Negotiation Essentials
Before entering negotiation, decide on your bottom line and the elements that matter beyond salary: flexible work, relocation support, professional development, and role scope. Use your research to anchor the conversation in market reality. When an offer arrives, respond with appreciation, then request time to evaluate. If you need to negotiate, present a concise rationale for your request that links your experience to measurable value you will deliver.
Common Mistakes That Undermine Strong Candidates
A small number of errors repeatedly cost candidates opportunities: failing to research the role, speaking in vague generalities without outcomes, criticizing past employers, or overusing filler language. Another frequent mistake is failing to prepare a clear reason for leaving the current role and a compelling explanation of what you are looking for next. Address these areas directly and honestly in practice conversations.
Structured Frameworks You Can Use Immediately
The Interview Triangle
Think of every interview as a triangle where each side is evidence, narrative, and curiosity. Evidence is your data and outcomes. Narrative is how you connect the evidence to the job. Curiosity is your questions that reveal mutual fit. Strengthen each side before the interview: gather precise metrics, craft two-minute narratives, and prepare three strategic questions.
The 3×3 Prep Grid
For each of three core competencies required for the role, prepare three supporting stories. This grid ensures you have depth and variety and prevents you from repeating the same example in multiple contexts.
The Follow-Through Sequence
After the interview: (1) Capture notes immediately while details are fresh; (2) Send customized thank-you messages within 24 hours; (3) Add a follow-up reminder in your calendar aligned with the timeline discussed. This sequence ensures you control the narrative and stay top of mind without being intrusive.
When To Get Professional Support
There are moments when targeted coaching accelerates results: if you feel stuck after multiple interviews, if you are switching industries or countries and need to translate experience for new contexts, or if you need a polished, compelling way to present international mobility as an asset. Tailored coaching creates a clear interview strategy, refines your stories, and gives you a practice environment that simulates pressure while building confidence. If you want an individualized roadmap to interview success aligned with global mobility goals, you can schedule a free discovery call to explore options.
For many professionals, combining coaching with structured learning and practical templates is the fastest path to consistency. A structured course to build career confidence provides frameworks you can implement immediately, while specific documents make it easy to apply those frameworks in real interviews.
Tools and Resources to Practice With
Deliberate practice requires realistic materials. Create a short mock interview plan that includes three behavioral questions, two technical prompts, and one scenario question aligned to the company’s strategic priorities. Record your responses to evaluate tone, brevity, and content. Use sample documents and templates to streamline prep: having a polished resume and follow-up email saved in advance saves time and mental energy. If you want ready-made materials, you can download free resume and cover letter templates to convert into tailored versions for each application. Combining practice with templates multiplies results; many candidates see immediate gains by pairing rehearsal with high-quality documents and a clear coaching plan—if that sounds useful, schedule a free discovery call to identify the most effective next step.
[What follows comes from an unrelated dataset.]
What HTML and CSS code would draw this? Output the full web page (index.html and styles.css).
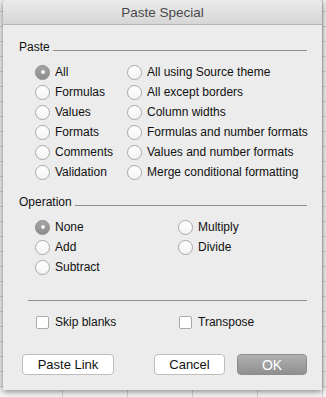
FILE: index.html
```html
<!DOCTYPE html>
<html lang="en">
<head>
    <meta charset="UTF-8">
    <title>Paste Special</title>
    <link rel="stylesheet" href="styles.css">
</head>
<body>
    <div class="dialog">
        <div class="titlebar">Paste Special</div>
        <div class="dialog-body">
            <div class="legend"><span>Paste</span><div class="legend-line"></div></div>
            <div class="options paste-options">
                <label class="option"><span class="radio checked"></span>All</label>
                <label class="option"><span class="radio"></span>All using Source theme</label>
                <label class="option"><span class="radio"></span>Formulas</label>
                <label class="option"><span class="radio"></span>All except borders</label>
                <label class="option"><span class="radio"></span>Values</label>
                <label class="option"><span class="radio"></span>Column widths</label>
                <label class="option"><span class="radio"></span>Formats</label>
                <label class="option"><span class="radio"></span>Formulas and number formats</label>
                <label class="option"><span class="radio"></span>Comments</label>
                <label class="option"><span class="radio"></span>Values and number formats</label>
                <label class="option"><span class="radio"></span>Validation</label>
                <label class="option"><span class="radio"></span>Merge conditional formatting</label>
            </div>

            <div class="legend op-legend"><span>Operation</span><div class="legend-line"></div></div>
            <div class="options op-options">
                <label class="option"><span class="radio checked"></span>None</label>
                <label class="option"><span class="radio"></span>Multiply</label>
                <label class="option"><span class="radio"></span>Add</label>
                <label class="option"><span class="radio"></span>Divide</label>
                <label class="option"><span class="radio"></span>Subtract</label>
            </div>

            <div class="separator"></div>
            <div class="options check-options">
                <label class="option"><span class="checkbox"></span>Skip blanks</label>
                <label class="option"><span class="checkbox"></span>Transpose</label>
            </div>

            <div class="buttons">
                <button class="btn btn-link">Paste Link</button>
                <div class="btn-group">
                    <button class="btn btn-cancel">Cancel</button>
                    <button class="btn btn-ok">OK</button>
                </div>
            </div>
        </div>
    </div>
</body>
</html>
```

FILE: styles.css
```css
body {
    margin: 0;
    height: 397px;
    overflow: hidden;
    font-family: 'Liberation Sans', Arial, sans-serif;
    font-size: 12px;
    color: #111;
    background-color: #f6f6f6;
    background-image:
        repeating-linear-gradient(90deg, transparent 0, transparent 62px, #d4d4d4 62px, #d4d4d4 63px, transparent 63px, transparent 65px),
        repeating-linear-gradient(180deg, transparent 0, transparent 11px, #d4d4d4 11px, #d4d4d4 12px, transparent 12px, transparent 15px);
}
.dialog {
    width: 319px;
    height: 390px;
    margin-left: 3px;
    background: #ececec;
    border-radius: 4px 4px 0 0;
    box-shadow: 0 1px 7px rgba(0, 0, 0, 0.55);
    display: flex;
    flex-direction: column;
}
.titlebar {
    height: 24px;
    line-height: 25px;
    text-align: center;
    font-size: 13.5px;
    color: #4a4a4a;
    background: linear-gradient(#ebebeb, #d6d6d6);
    border-bottom: 1px solid #b4b4b4;
    border-radius: 4px 4px 0 0;
}
.dialog-body {
    padding: 15px 15px 0 16px;
}
.legend {
    display: flex;
    align-items: flex-end;
    height: 14px;
    line-height: 14px;
    font-size: 12px;
}
.legend-line {
    flex: 1;
    margin-left: 3px;
    margin-bottom: 3px;
    border-bottom: 1px solid #8e8e8e;
}
.options {
    display: grid;
    padding-left: 16px;
    margin-top: 8px;
}
.paste-options {
    grid-template-columns: 92px 1fr;
}
.op-options {
    grid-template-columns: 143px 1fr;
}
.op-legend {
    margin-top: 13px;
}
.option {
    display: flex;
    align-items: center;
    height: 20px;
    gap: 5px;
    white-space: nowrap;
}
.radio {
    flex: none;
    width: 13px;
    height: 13px;
    border-radius: 50%;
    border: 1px solid #a9a9a9;
    background: linear-gradient(#ffffff, #f4f4f4);
    display: flex;
    align-items: center;
    justify-content: center;
}
.radio.checked {
    border-color: #8a8a8a;
    background: linear-gradient(#a5a5a5, #8c8c8c);
}
.radio.checked::after {
    content: "";
    width: 4px;
    height: 4px;
    border-radius: 50%;
    background: #f4f4f4;
}
.separator {
    margin: 23px 0 0 9px;
    border-top: 1px solid #8e8e8e;
}
.check-options {
    grid-template-columns: 143px 1fr;
    margin-top: 11px;
    padding-left: 17px;
}
.checkbox {
    flex: none;
    width: 11px;
    height: 11px;
    border: 1px solid #a9a9a9;
    border-radius: 2px;
    background: #fff;
    margin-right: 1px;
}
.buttons {
    display: flex;
    justify-content: space-between;
    margin-top: 22px;
    padding-left: 3px;
}
.btn-group {
    display: flex;
    gap: 12px;
}
.btn {
    height: 21px;
    padding: 0;
    font-family: 'Liberation Sans', Arial, sans-serif;
    font-size: 13px;
    color: #111;
    background: #fff;
    border: 1px solid #bdbdbd;
    border-radius: 4px;
}
.btn-link {
    width: 92px;
}
.btn-cancel {
    width: 71px;
}
.btn-ok {
    width: 70px;
    color: #fff;
    font-size: 14px;
    border-color: #8d8d8d;
    background: linear-gradient(#b1b1b1, #8f8f8f);
}
```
How International Experience Becomes an Interview Asset
If your career is tied to international mobility, you must present that experience as a capability, not an anecdote. Translate global exposure into competencies: cross-cultural communication, remote team leadership, market expansion, or regulatory navigation. For each competency, have a concise example showing measurable outcomes and what you learned that applies to the role you’re pursuing. Avoid assuming interviewers infer the value; state it directly and link it to the employer’s objectives.
Building a Sustainable Preparation Habit
Interview success is a function of repeated, focused practice. Create a weekly schedule that includes short blocks: 30 minutes to research and tailor a story, 30 minutes to rehearse out loud, and 30 minutes to record and review a mock answer. Over four weeks, this habit builds a repertoire of reliable responses and a steady increase in confidence. If you prefer a guided path, consider a structured training plan that combines lessons and practice exercises to accelerate competency and reduce anxiety.
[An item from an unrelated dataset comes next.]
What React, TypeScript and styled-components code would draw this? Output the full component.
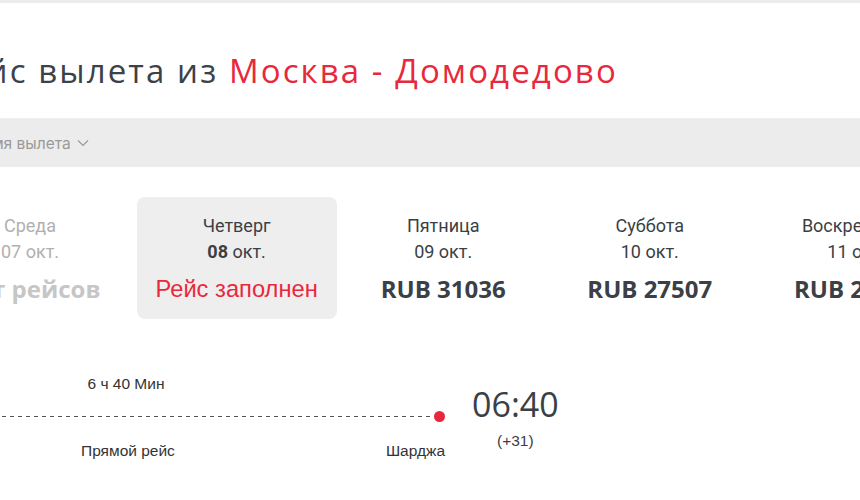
import React from "react";
import styled, { createGlobalStyle } from "styled-components";

const Global = createGlobalStyle`
  html, body { margin: 0; padding: 0; background: #fff; }
  body { width: 860px; height: 500px; overflow: hidden; font-family: "Open Sans", "Noto Sans", sans-serif; }
`;

const Page = styled.div`
  width: 860px;
  height: 500px;
  overflow: hidden;
  border-top: 3px solid #ececec;
  box-sizing: border-box;
`;

const Content = styled.div`
  margin-left: -70px;
  width: 1100px;
`;

const Title = styled.h1`
  margin: 0;
  padding: 46px 0 0 14px;
  height: 69px;
  box-sizing: content-box;
  font-family: "Open Sans", sans-serif;
  font-weight: 400;
  font-size: 33px;
  letter-spacing: 2.1px;
  line-height: 44px;
  color: #3b4249;
  white-space: nowrap;
  border-bottom: 1px solid #f0f0f0;
`;

const Red = styled.span`
  color: #e8293d;
`;

const FilterBar = styled.div`
  height: 48px;
  background: #ececec;
  display: flex;
  align-items: center;
  padding-left: 33px;
  font-family: "Inter", "Roboto", sans-serif;
  font-size: 15.5px;
  color: #9a9a9a;
  gap: 6px;
`;

const Dates = styled.div`
  display: grid;
  grid-template-columns: repeat(5, 200px);
  column-gap: 6.6px;
  margin-top: 30px;
`;

const DateCell = styled.div<{ $active?: boolean; $muted?: boolean }>`
  height: 122px;
  border-radius: 8px;
  background: ${(p) => (p.$active ? "#eeeeee" : "transparent")};
  display: flex;
  flex-direction: column;
  align-items: center;
  padding-top: 17px;
  box-sizing: border-box;
  font-family: "Roboto", sans-serif;
  font-size: 18px;
  color: ${(p) => (p.$muted ? "#b0b0b0" : "#3a3f44")};
`;

const DayName = styled.div`
  line-height: 24px;
`;

const DayDate = styled.div`
  line-height: 24px;
  margin-top: 2px;
  b { font-weight: 700; }
`;

const Price = styled.div<{ $muted?: boolean }>`
  margin-top: 9px;
  font-family: "Open Sans", sans-serif;
  font-weight: 700;
  font-size: 24px;
  line-height: 32px;
  color: ${(p) => (p.$muted ? "#c6c6c6" : "#3a4046")};
`;

const Full = styled.div`
  margin-top: 9px;
  font-family: "Liberation Sans", Arial, sans-serif;
  font-size: 23.7px;
  line-height: 32px;
  color: #e8293d;
`;

const Flight = styled.div`
  display: flex;
  align-items: flex-start;
  gap: 22px;
  margin-top: 56px;
`;

const Route = styled.div`
  width: 520px;
  display: flex;
  flex-direction: column;
  font-family: "Liberation Sans", Arial, sans-serif;
  font-size: 15.5px;
  color: #333;
`;

const Duration = styled.div`
  padding-right: 128px;
  text-align: center;
  line-height: 18px;
`;

const Line = styled.div`
  margin-top: 18px;
  height: 10px;
  margin-right: 5px;
  display: flex;
  align-items: center;
`;

const Dash = styled.div`
  flex: 1;
  height: 1px;
  background-image: linear-gradient(to right, #555 0 4px, transparent 4px 8px);
  background-size: 8px 1px;
`;

const Dot = styled.div`
  width: 11px;
  height: 11px;
  border-radius: 50%;
  background: #e6283f;
  flex: none;
`;

const Labels = styled.div`
  display: flex;
  margin-top: 21px;
  line-height: 18px;
`;

const Via = styled.div`
  flex: 1;
  text-align: center;
  padding-right: 60px;
`;

const City = styled.div`
  padding-right: 5px;
`;

const Time = styled.div`
  display: flex;
  flex-direction: column;
  align-items: center;
  margin-top: 7px;
`;

const Clock = styled.div`
  font-family: "Open Sans", sans-serif;
  font-size: 34px;
  line-height: 44px;
  color: #3a4046;
`;

const Shift = styled.div`
  font-family: "Liberation Sans", Arial, sans-serif;
  font-size: 15.5px;
  color: #3a4046;
  margin-top: 6px;
`;

const Chevron = () => (
  <svg width="12" height="8" viewBox="0 0 12 8" fill="none">
    <path d="M1 1.5l5 5 5-5" stroke="#9a9a9a" strokeWidth="1.2" />
  </svg>
);

export default function App() {
  const days = [
    { name: "Среда", day: "07", muted: true, price: "Нет рейсов" },
    { name: "Четверг", day: "08", active: true, full: true },
    { name: "Пятница", day: "09", price: "RUB 31036" },
    { name: "Суббота", day: "10", price: "RUB 27507" },
    { name: "Воскресенье", day: "11", price: "RUB 28000" },
  ];
  return (
    <Page>
      <Global />
      <Content>
        <Title>
          Рейс вылета из <Red>Москва - Домодедово</Red>
        </Title>
        <FilterBar>
          Время вылета <Chevron />
        </FilterBar>
        <Dates>
          {days.map((d) => (
            <DateCell key={d.name} $active={d.active} $muted={d.muted}>
              <DayName>{d.name}</DayName>
              <DayDate>
                {d.active ? <b>{d.day}</b> : d.day} окт.
              </DayDate>
              {d.full ? <Full>Рейс заполнен</Full> : <Price $muted={d.muted}>{d.price}</Price>}
            </DateCell>
          ))}
        </Dates>
        <Flight>
          <Route>
            <Duration>6 ч 40 Мин</Duration>
            <Line>
              <Dash />
              <Dot />
            </Line>
            <Labels>
              <Via>Прямой рейс</Via>
              <City>Шарджа</City>
            </Labels>
          </Route>
          <Time>
            <Clock>06:40</Clock>
            <Shift>(+31)</Shift>
          </Time>
        </Flight>
      </Content>
    </Page>
  );
}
What To Do If You Don’t Get the Offer
Rejection is data. Request feedback politely and look for patterns across interviews: are you missing role-specific depth, are your stories vague, or are there gaps in how you communicate impact? Treat feedback as information to refine your evidence bank, not a verdict on your worth. Apply the learning to the next interview and continue building momentum.
Conclusion
Interviews are predictable in structure and highly improvable with disciplined preparation. The difference between average and exceptional candidates is not innate talent; it is clear, evidence-based storytelling, practiced delivery, and a follow-up system that turns conversations into opportunities. Your path forward is a combination of self-awareness, strategic preparation, and deliberate practice. If you want a guided, personal roadmap that aligns your interview performance with your career ambitions and international mobility objectives, build your personalized roadmap—book a free discovery call.
FAQ
How long should my interview answers be?
Aim for 45–90 seconds for most behavioral stories. Shorter answers for simple factual questions and slightly longer explanations for complex technical responses are appropriate. Focus on clarity and outcome.
How many interview stories should I prepare?
Have a core set of 6–10 diverse stories you can adapt. That gives you depth without sounding scripted and enables you to cover leadership, problem solving, collaboration, and results across contexts.
Should I follow up after every interview?
Yes. Send a tailored thank-you message to each interviewer within 24 hours. Reference a specific detail from your conversation and briefly restate how you meet a key requirement.
How do I present international experience as an advantage?
Translate international assignments into transferable competencies: cross-border stakeholder management, market adaptation, regulatory navigation, or remote leadership. Anchor each competency to a measurable result that shows how your experience will benefit this employer.